**TASK PROMPT**
Which lines hold the word "page"? Copy each one.
** Start of THE INPUT **
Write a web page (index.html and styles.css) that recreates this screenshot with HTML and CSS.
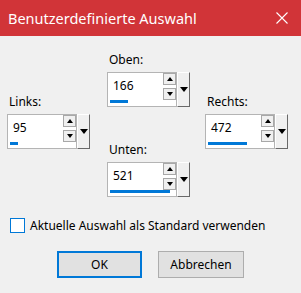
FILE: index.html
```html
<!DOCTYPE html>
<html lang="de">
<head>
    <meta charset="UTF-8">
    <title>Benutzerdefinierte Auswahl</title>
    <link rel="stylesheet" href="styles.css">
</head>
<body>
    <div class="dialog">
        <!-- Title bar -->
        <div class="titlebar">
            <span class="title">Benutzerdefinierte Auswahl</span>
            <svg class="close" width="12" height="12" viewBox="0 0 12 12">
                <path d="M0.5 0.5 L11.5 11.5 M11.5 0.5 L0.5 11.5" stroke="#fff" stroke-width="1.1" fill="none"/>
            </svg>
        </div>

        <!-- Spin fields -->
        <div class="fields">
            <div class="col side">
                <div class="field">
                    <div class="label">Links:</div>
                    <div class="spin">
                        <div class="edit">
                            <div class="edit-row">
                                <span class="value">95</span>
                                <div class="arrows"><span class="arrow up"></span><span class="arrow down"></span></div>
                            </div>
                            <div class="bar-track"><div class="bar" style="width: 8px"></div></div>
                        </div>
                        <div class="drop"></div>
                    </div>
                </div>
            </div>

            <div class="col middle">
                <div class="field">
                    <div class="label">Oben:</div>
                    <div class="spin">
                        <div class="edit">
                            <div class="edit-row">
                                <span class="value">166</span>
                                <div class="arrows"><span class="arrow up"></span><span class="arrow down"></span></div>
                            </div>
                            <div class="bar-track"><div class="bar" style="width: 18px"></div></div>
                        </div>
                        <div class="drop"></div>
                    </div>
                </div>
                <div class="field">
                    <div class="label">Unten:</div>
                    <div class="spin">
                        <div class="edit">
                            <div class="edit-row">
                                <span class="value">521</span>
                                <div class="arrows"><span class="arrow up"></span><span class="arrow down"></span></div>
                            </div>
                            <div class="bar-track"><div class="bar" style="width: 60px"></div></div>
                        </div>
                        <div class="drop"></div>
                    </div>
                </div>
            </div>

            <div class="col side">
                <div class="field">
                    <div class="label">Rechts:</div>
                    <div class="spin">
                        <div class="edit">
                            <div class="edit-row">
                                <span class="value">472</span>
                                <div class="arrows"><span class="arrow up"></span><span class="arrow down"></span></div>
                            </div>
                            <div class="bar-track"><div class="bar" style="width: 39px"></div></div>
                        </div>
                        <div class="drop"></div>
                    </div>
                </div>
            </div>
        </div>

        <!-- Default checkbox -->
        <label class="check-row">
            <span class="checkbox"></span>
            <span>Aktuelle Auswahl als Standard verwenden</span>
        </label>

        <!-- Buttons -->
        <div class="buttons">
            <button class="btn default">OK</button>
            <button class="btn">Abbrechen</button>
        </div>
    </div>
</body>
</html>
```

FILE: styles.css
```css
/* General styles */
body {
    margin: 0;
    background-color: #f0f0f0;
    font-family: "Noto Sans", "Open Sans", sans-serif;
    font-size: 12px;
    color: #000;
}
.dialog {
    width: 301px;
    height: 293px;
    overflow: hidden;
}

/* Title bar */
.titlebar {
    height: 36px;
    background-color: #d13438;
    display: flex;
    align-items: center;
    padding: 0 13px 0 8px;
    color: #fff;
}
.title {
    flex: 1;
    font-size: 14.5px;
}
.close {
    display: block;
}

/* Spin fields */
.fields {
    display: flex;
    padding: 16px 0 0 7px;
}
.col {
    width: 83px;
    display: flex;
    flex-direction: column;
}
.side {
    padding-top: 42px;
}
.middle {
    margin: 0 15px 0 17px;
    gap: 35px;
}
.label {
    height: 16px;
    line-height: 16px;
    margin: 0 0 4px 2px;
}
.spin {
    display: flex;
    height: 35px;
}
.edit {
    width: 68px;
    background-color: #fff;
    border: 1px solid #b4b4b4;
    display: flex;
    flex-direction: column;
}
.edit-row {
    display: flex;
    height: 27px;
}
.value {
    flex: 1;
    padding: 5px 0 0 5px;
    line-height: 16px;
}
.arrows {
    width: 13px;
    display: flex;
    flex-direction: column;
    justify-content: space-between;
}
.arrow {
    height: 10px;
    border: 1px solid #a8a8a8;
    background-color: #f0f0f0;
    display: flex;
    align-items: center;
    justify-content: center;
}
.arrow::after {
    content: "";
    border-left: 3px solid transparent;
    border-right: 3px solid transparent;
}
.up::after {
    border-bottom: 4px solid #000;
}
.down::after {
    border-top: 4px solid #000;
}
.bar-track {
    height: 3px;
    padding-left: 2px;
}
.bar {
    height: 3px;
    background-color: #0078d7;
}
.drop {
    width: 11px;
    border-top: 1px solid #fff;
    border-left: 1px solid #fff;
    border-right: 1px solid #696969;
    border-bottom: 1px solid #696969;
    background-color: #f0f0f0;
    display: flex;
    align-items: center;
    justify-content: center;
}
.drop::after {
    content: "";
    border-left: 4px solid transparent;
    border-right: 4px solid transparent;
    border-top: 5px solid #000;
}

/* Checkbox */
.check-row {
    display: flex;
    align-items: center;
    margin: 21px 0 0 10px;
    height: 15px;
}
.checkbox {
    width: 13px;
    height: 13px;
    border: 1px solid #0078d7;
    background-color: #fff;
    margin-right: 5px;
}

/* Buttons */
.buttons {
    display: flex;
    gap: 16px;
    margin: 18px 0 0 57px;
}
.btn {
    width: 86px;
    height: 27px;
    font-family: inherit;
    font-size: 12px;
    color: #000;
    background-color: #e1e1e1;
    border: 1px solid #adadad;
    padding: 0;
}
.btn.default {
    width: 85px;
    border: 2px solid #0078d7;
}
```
** End of THE INPUT **
** Start of THE INPUT **
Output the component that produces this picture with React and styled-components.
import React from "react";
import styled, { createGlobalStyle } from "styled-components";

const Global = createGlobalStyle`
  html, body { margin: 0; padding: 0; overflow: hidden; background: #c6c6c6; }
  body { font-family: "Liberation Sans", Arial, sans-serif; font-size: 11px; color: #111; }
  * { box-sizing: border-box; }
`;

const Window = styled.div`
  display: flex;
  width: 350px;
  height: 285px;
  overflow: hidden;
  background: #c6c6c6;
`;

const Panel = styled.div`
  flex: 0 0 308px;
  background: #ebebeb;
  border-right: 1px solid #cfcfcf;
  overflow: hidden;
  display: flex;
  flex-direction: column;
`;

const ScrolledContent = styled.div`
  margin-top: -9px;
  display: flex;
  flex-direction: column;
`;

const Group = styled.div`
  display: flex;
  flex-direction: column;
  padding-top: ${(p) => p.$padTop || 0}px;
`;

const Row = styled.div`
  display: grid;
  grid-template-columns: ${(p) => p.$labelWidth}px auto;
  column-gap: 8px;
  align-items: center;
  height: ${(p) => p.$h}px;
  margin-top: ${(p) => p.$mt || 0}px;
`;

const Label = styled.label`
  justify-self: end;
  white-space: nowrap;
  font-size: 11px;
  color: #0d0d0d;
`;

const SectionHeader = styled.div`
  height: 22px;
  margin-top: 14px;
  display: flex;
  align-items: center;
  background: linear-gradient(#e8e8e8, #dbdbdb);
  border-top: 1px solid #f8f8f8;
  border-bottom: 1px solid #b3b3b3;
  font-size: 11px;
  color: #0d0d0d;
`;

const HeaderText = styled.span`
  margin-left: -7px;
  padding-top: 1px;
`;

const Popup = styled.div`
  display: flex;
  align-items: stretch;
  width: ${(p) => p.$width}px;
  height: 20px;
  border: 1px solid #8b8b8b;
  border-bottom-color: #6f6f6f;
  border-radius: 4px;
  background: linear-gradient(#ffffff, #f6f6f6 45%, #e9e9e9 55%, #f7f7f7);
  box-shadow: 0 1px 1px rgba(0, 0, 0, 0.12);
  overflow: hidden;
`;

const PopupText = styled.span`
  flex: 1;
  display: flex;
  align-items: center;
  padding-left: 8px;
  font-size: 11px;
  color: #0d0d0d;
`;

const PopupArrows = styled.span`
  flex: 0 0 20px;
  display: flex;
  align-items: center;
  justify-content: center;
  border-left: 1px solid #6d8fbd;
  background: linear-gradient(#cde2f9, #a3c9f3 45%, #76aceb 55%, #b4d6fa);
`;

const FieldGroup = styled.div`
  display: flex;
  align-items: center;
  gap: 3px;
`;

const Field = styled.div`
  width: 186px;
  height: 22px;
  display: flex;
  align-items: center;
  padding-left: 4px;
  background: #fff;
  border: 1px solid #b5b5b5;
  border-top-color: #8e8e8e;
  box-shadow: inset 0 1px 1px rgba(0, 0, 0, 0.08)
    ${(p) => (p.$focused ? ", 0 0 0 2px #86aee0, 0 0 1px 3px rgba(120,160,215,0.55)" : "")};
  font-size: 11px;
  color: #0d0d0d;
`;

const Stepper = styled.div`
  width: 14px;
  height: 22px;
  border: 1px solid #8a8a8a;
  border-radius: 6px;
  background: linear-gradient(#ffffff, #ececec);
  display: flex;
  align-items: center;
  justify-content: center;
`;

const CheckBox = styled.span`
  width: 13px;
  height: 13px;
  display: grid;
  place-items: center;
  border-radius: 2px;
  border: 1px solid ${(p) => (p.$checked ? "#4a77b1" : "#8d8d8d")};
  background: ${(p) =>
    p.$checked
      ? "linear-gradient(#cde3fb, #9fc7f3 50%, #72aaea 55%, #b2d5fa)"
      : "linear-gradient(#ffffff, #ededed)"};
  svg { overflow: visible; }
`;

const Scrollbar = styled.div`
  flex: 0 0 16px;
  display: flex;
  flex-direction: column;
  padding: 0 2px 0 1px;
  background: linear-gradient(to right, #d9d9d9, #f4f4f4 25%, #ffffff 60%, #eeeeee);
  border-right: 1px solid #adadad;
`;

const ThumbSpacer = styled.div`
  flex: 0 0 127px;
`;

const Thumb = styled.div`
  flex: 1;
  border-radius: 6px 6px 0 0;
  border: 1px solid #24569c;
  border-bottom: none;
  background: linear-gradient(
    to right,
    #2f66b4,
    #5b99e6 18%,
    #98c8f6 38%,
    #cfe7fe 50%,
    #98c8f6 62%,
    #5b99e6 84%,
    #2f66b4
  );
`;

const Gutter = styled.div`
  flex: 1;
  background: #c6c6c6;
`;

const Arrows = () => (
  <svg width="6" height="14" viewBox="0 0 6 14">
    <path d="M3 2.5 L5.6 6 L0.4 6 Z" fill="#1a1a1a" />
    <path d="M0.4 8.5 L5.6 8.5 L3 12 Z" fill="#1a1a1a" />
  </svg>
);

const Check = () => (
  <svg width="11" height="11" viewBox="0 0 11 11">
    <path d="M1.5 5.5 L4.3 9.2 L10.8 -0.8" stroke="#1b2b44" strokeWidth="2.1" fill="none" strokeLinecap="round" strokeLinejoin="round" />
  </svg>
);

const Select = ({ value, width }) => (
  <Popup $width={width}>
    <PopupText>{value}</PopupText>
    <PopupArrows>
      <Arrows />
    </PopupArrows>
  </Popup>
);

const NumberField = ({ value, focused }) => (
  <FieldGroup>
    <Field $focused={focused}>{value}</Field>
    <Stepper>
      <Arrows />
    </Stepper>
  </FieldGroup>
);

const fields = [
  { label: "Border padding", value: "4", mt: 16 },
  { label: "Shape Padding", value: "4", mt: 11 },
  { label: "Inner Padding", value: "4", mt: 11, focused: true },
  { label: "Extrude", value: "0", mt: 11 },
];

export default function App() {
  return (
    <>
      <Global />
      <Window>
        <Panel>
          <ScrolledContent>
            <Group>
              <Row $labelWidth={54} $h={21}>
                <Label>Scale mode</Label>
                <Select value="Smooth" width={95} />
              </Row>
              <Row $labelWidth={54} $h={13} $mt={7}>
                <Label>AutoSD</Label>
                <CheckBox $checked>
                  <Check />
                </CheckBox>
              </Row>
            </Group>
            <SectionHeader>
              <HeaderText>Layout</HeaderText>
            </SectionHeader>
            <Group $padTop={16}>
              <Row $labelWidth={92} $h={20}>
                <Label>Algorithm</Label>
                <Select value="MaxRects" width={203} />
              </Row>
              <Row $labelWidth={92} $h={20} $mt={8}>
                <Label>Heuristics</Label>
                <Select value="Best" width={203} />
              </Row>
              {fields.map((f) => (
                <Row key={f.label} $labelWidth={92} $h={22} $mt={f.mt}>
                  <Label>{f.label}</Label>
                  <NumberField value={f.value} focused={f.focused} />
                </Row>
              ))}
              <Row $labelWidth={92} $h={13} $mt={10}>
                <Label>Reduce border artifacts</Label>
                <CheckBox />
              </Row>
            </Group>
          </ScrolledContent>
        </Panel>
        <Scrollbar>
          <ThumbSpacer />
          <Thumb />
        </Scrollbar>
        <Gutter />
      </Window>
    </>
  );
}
** End of THE INPUT **
** Start of THE INPUT **
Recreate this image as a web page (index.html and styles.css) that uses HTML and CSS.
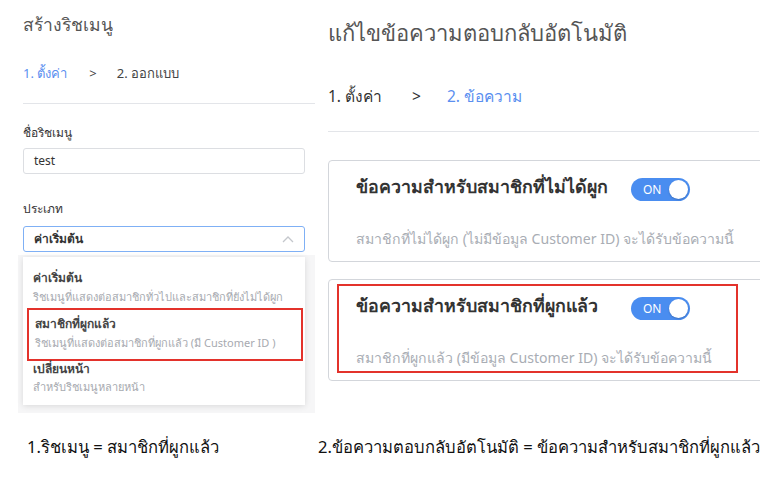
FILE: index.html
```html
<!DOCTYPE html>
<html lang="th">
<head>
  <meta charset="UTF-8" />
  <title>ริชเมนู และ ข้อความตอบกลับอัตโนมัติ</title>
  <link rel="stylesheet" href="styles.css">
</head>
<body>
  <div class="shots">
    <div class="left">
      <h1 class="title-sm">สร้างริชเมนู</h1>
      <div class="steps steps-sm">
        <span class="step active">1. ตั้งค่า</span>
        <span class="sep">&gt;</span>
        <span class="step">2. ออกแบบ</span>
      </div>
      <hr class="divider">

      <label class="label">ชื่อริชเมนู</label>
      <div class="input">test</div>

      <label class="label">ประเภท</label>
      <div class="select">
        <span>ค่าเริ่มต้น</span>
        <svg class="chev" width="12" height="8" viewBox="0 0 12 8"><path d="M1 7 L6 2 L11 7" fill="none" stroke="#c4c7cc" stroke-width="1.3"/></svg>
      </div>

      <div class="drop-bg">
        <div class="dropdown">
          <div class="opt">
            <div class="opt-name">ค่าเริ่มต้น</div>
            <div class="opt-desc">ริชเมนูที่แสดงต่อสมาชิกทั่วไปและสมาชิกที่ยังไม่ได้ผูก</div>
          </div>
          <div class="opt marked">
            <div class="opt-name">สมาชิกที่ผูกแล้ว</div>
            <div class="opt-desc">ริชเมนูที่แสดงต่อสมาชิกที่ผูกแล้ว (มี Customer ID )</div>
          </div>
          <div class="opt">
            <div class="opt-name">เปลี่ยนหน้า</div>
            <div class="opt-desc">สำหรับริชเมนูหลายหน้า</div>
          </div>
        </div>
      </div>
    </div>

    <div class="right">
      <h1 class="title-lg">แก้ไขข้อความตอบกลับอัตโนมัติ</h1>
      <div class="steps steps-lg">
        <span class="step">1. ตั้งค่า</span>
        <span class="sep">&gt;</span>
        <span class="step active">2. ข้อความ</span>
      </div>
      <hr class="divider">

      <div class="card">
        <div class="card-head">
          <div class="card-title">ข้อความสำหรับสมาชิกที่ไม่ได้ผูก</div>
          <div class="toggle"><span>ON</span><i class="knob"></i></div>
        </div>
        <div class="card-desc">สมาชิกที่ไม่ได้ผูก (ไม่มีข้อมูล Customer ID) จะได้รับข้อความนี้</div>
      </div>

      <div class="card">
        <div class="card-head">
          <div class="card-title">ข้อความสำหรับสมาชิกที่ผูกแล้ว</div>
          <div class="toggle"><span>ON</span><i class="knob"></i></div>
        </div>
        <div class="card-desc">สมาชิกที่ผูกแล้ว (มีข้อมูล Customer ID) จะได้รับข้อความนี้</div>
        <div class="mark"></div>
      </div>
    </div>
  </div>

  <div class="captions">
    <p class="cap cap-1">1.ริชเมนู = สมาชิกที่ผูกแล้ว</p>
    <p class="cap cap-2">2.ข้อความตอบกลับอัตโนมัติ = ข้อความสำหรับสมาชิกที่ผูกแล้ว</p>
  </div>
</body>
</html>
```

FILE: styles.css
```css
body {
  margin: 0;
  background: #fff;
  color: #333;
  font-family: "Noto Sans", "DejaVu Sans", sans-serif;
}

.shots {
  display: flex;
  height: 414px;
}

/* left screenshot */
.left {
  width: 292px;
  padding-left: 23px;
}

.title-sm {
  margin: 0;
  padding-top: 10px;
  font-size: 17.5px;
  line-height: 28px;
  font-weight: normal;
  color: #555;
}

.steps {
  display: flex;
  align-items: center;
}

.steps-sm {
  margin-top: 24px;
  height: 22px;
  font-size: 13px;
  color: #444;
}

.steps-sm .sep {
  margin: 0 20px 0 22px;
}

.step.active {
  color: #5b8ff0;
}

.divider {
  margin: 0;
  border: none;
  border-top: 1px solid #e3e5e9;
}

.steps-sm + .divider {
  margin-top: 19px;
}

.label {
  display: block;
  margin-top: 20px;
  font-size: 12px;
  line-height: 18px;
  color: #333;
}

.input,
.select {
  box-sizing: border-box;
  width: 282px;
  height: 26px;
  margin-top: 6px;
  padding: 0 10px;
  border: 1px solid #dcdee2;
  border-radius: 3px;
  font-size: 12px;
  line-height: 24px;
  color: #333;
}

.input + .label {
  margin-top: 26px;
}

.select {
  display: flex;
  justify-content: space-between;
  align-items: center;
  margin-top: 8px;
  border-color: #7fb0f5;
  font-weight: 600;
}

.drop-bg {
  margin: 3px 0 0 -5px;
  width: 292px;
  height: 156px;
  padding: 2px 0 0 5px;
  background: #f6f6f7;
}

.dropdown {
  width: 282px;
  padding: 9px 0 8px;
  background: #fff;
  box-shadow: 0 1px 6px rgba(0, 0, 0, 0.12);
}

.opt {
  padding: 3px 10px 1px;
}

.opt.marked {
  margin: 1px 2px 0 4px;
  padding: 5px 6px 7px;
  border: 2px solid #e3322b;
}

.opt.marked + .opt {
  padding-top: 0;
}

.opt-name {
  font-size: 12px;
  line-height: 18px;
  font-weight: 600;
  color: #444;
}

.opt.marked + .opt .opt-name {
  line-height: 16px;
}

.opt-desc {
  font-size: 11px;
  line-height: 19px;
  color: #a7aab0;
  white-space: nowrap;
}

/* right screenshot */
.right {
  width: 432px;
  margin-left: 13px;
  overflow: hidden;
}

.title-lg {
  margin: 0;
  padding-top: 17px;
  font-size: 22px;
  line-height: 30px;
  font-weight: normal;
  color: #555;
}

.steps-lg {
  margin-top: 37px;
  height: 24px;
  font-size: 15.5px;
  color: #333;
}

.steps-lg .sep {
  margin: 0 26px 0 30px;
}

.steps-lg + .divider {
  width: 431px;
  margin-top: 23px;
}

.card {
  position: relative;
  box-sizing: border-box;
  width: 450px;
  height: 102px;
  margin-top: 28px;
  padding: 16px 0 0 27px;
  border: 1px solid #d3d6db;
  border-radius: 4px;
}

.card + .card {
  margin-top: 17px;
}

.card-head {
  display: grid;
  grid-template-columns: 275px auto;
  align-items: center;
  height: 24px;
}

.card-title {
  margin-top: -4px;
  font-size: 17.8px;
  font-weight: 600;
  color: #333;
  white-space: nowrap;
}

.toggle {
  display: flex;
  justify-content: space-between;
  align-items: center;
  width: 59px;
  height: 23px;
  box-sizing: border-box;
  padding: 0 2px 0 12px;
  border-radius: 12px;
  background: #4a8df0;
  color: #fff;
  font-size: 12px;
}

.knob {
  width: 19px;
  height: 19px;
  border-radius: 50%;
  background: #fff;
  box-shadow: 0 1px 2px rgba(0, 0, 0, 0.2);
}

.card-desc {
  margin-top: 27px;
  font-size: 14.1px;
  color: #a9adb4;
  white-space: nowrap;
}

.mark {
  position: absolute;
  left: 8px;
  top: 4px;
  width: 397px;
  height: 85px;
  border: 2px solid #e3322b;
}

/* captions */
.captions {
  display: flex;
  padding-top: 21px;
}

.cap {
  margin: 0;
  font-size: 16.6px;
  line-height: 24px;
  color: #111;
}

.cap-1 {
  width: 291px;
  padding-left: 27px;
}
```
** End of THE INPUT **
**FULL OUTPUT**
Write a web page (index.html and styles.css) that recreates this screenshot with HTML and CSS.
Recreate this image as a web page (index.html and styles.css) that uses HTML and CSS.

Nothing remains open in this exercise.